How Stress Can Affect Your Blood Sugar

Diabetes Care|Jan.09, 2020

Stress can affect nearly every aspect of your life, including your physical, mental and emotional well-being. It can influence sleeping patterns, increase anxiety and affect memory and concentration. And for those with diabetes, the effects can be even more dire. In response to stress, blood sugar often increases in those with type 2 diabetes. In those with type 1 diabetes, mental stress can lead to either an increase or decrease in blood sugar without any known pattern, which doctors are still trying to understand.

Managing stress by participating in activities such as relaxation therapies, meditation or art is key to healthy living. When you're able to manage your stress well, you're better equipped to effectively overcome the side effects of diabetes and live a fulfilling, healthy life.

The Stress-Sugar Connection

Stress contributes to a number of issues, such as headaches, bad moods, sleep problems and heart disease. If you have diabetes, stress can also affect your blood sugar levels.

Research shows that physical and mental stress can significantly influence your blood sugar levels. While physical stressors, such as illness, surgery or injury, generally cause blood sugar levels to increase, mental or emotional stress can go either way depending on the type of diabetes you have, says Rachel Johnson, R.D., a registered dietitian with Abbott who specialises in diabetes management.

So what's really happening inside your body when you're stressed? When you feel stressed, you're feeling the effects of cortisol and adrenaline — the body's fight or flight hormones. Released when your body perceives a threat — whether that's a vicious animal in your peripheral vision or a looming work deadline — the hormones trigger your body to release extra glucose, or blood sugar, for a boost of energy, Johnson explains. This happens for all people, but those with diabetes have trouble processing glucose, which means this surge can stay too high.

Stress can also affect your blood sugar indirectly by causing you to forget about your regular diabetes care routine. When you're stressed out, it can be easy to forget to test your blood sugar, take your medications or inject insulin on time.

Mental stress, and the busy schedule that typically goes along with it, can also affect your activity levels and influence what foods you choose to eat.

Is Stress Responsible for Blood Sugar Swings?

One of the best ways to determine if there's a stress-sugar connection is with a diabetes logbook. Each day, rate your stress level on a scale of one to 10 — one being no stress, and 10 being all-out madness. After a week or two, go back and see if you notice any relationship between your daily stress levels and your blood sugar management.

Discuss any findings with your doctor and come up with a plan together to not only manage your blood sugar levels better, but to reduce your stress, too. In addition, take a look at your everyday schedule to find time for stress-relieving activities, such as yoga and meditation.

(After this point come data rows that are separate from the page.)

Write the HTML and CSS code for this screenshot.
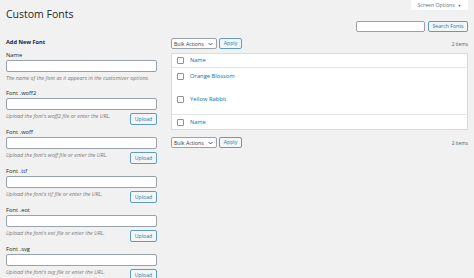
FILE: index.html
```html
<!DOCTYPE html>
<html lang="en">
<head>
<meta charset="utf-8">
<title>Custom Fonts</title>
<link rel="stylesheet" href="styles.css">
</head>
<body>
<div class="page">
  <div class="screen-meta">
    <div class="screen-tab">Screen Options <span class="tab-arrow">&#9660;</span></div>
  </div>
  <h1 class="title">Custom Fonts</h1>
  <div class="search-row">
    <input class="search-input" type="text">
    <button class="btn search-btn">Search Fonts</button>
  </div>
  <div class="cols">
    <div class="col-left">
      <h2 class="form-title">Add New Font</h2>
      <div class="field field-name">
        <label class="label">Name</label>
        <input class="text" type="text">
        <p class="desc">The name of the font as it appears in the customizer options.</p>
      </div>
      <div class="field">
        <label class="label">Font .woff2</label>
        <input class="text" type="text">
        <div class="upload-row"><p class="desc">Upload the font's woff2 file or enter the URL.</p><button class="btn upload-btn">Upload</button></div>
      </div>
      <div class="field">
        <label class="label">Font .woff</label>
        <input class="text" type="text">
        <div class="upload-row"><p class="desc">Upload the font's woff file or enter the URL.</p><button class="btn upload-btn">Upload</button></div>
      </div>
      <div class="field">
        <label class="label">Font .ttf</label>
        <input class="text" type="text">
        <div class="upload-row"><p class="desc">Upload the font's ttf file or enter the URL.</p><button class="btn upload-btn">Upload</button></div>
      </div>
      <div class="field">
        <label class="label">Font .eot</label>
        <input class="text" type="text">
        <div class="upload-row"><p class="desc">Upload the font's eot file or enter the URL.</p><button class="btn upload-btn">Upload</button></div>
      </div>
      <div class="field">
        <label class="label">Font .svg</label>
        <input class="text" type="text">
        <div class="upload-row"><p class="desc">Upload the font's svg file or enter the URL.</p><button class="btn upload-btn">Upload</button></div>
      </div>
    </div>
    <div class="col-right">
      <div class="tablenav">
        <div class="bulk">
          <div class="select">Bulk Actions <svg class="chev" viewBox="0 0 8 5" width="5" height="4"><path d="M1 1l3 3 3-3" fill="none" stroke="#32373c" stroke-width="1.4"/></svg></div>
          <button class="btn apply-btn">Apply</button>
        </div>
        <span class="count">2 items</span>
      </div>
      <div class="table">
        <div class="row head"><span class="cb"></span><a class="link">Name</a></div>
        <div class="row item"><span class="cb"></span><a class="link">Orange Blossom</a></div>
        <div class="row item"><span class="cb"></span><a class="link">Yellow Rabbit</a></div>
        <div class="row foot"><span class="cb"></span><a class="link">Name</a></div>
      </div>
      <div class="tablenav bottom">
        <div class="bulk">
          <div class="select">Bulk Actions <svg class="chev" viewBox="0 0 8 5" width="5" height="4"><path d="M1 1l3 3 3-3" fill="none" stroke="#32373c" stroke-width="1.4"/></svg></div>
          <button class="btn apply-btn">Apply</button>
        </div>
        <span class="count">2 items</span>
      </div>
    </div>
  </div>
</div>
</body>
</html>
```

FILE: styles.css
```css
* { box-sizing: border-box; }
html, body { margin: 0; padding: 0; }
body {
  background: #f1f1f1;
  font-family: "Open Sans", "Noto Sans", "Liberation Sans", sans-serif;
  color: #444;
  width: 474px;
  height: 278px;
  overflow: hidden;
}
.page { padding: 0 6px; }

.screen-meta { display: flex; justify-content: flex-end; height: 10px; }
.screen-tab {
  width: 57px;
  height: 10px;
  background: #fff;
  color: #6b7177;
  font-size: 5.2px;
  display: flex;
  align-items: center;
  justify-content: center;
  gap: 3px;
}
.tab-arrow { font-size: 3.6px; color: #555; }

.title {
  margin: 0;
  font-size: 10.5px;
  line-height: 8px;
  font-weight: 400;
  color: #23282d;
}

.search-row { display: flex; justify-content: flex-end; gap: 3px; margin-top: 3px; height: 11px; }
.search-input {
  width: 69px; height: 11px;
  border: 1px solid #9aa2a9; border-radius: 2px; background: #fff; padding: 0; margin: 0;
}
.btn {
  font-family: inherit;
  height: 11px;
  padding: 0 2px;
  margin: 0;
  border: 1px solid #5f9cc1;
  border-radius: 2px;
  background: #f3f5f6;
  color: #2a7ab0;
  font-size: 5.2px;
  line-height: 9px;
  cursor: pointer;
  white-space: nowrap;
}
.search-btn { width: 40px; }

.cols { display: flex; gap: 14px; margin-top: 6px; }
.col-left { width: 151px; flex: none; }
.col-right { flex: 1; }

.form-title {
  margin: 0 0 6px;
  font-size: 5.6px;
  line-height: 8px;
  font-weight: 700;
  color: #23282d;
}
.field { margin-bottom: 4px; }
.field-name { margin-bottom: 8px; }
.label {
  display: block;
  font-size: 5.8px;
  line-height: 7px;
  color: #23282d;
  margin-bottom: 1px;
}
.text {
  display: block;
  width: 100%;
  height: 12px;
  margin: 0;
  padding: 0;
  border: 1px solid #9aa2a9;
  border-radius: 2px;
  background: #fff;
}
.desc {
  margin: 2px 0 0;
  font-size: 5.35px;
  line-height: 8px;
  font-style: italic;
  color: #777;
  white-space: nowrap;
}
.upload-row { display: flex; justify-content: space-between; align-items: flex-start; margin-top: 3px; }
.upload-row .desc { margin: 0; line-height: 7px; }
.upload-btn { width: 27px; height: 12px; line-height: 10px; }

.tablenav { display: flex; justify-content: space-between; align-items: center; height: 11px; }
.tablenav.bottom { margin-top: 7px; }
.bulk { display: flex; gap: 2px; height: 11px; }
.select {
  width: 46px; height: 11px;
  border: 1px solid #9aa2a9; border-radius: 2px; background: #fff;
  color: #32373c; font-size: 5.2px;
  display: flex; align-items: center; justify-content: space-between;
  padding: 0 3px 0 2px;
}
.chev { display: block; }
.apply-btn { width: 23px; }
.count { font-size: 4.8px; color: #555d66; }

.table {
  margin-top: 4px;
  background: #fff;
  border: 1px solid #d9dcdf;
}
.row { display: flex; align-items: center; gap: 6px; padding-left: 5px; }
.row.head { height: 14px; border-bottom: 1px solid #e2e4e7; }
.row.item { height: 23px; align-items: flex-start; padding-top: 5px; }
.row.foot { height: 15px; border-top: 1px solid #e2e4e7; }
.cb {
  width: 7px; height: 7px; flex: none;
  border: 1px solid #8c9399; border-radius: 1px; background: #fff;
}
.link { color: #0073aa; font-size: 5.6px; text-decoration: none; line-height: 7px; }
.row.item .link { font-size: 5.8px; }
```
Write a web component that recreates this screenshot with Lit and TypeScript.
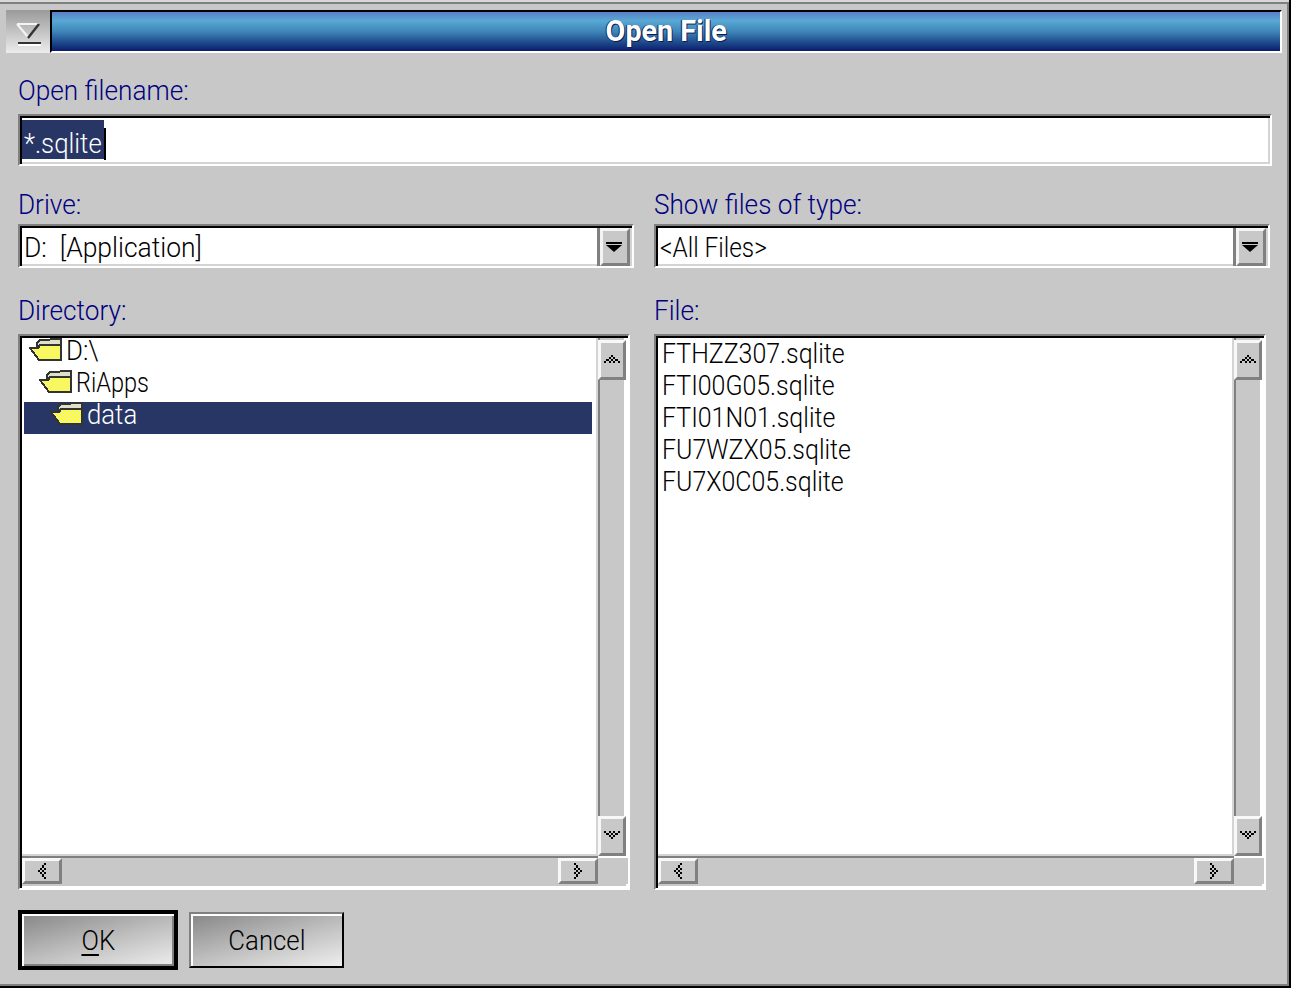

Take These Steps to Reduce Mental Stress

Take a breather. Controlled deep-breathing exercises can help reduce the negative effects of stress while also curbing inflammation. Try taking slow, deep breaths while relaxing your muscles for five to 20 minutes whenever you're feeling especially stressed.

Revisit your schedule. Look for ways you can streamline it to increase efficiency or get rid of excess obligations, Johnson says. Remember, it's OK to say no from time to time.

Catch some z's. Lack of sleep can also lead to emotional stress. A study published in Diabetes Care found that people with type 2 diabetes who slept less than 4.5 hours a night had higher blood sugar levels than those who slept an average of 6.5 to 7.4 hours a night.

Exercise. Regular exercise is linked with reduced stress, improved alertness, increased concentration and heightened energy levels, Johnson said. The National Health Portal recommends that adults under the age of 64 engage in 150 minutes or more of physical activity every week. This activity of your choosing — such as a fitness class or brisk walking — should be spread over at least three days per week, with no more than two consecutive days without activity.

Don't stress about stress. It's a normal part of life and there's no way to avoid it completely — but understanding and practising a variety of management tactics can help you feel better more and keep it from getting to your health.


Disclaimer: This publication/article/editorial is meant for awareness/educational purposes and does not constitute or imply an endorsement, sponsorship or recommendation of any products. Please consult your doctor/healthcare practitioner before starting any diet, medication or exercise.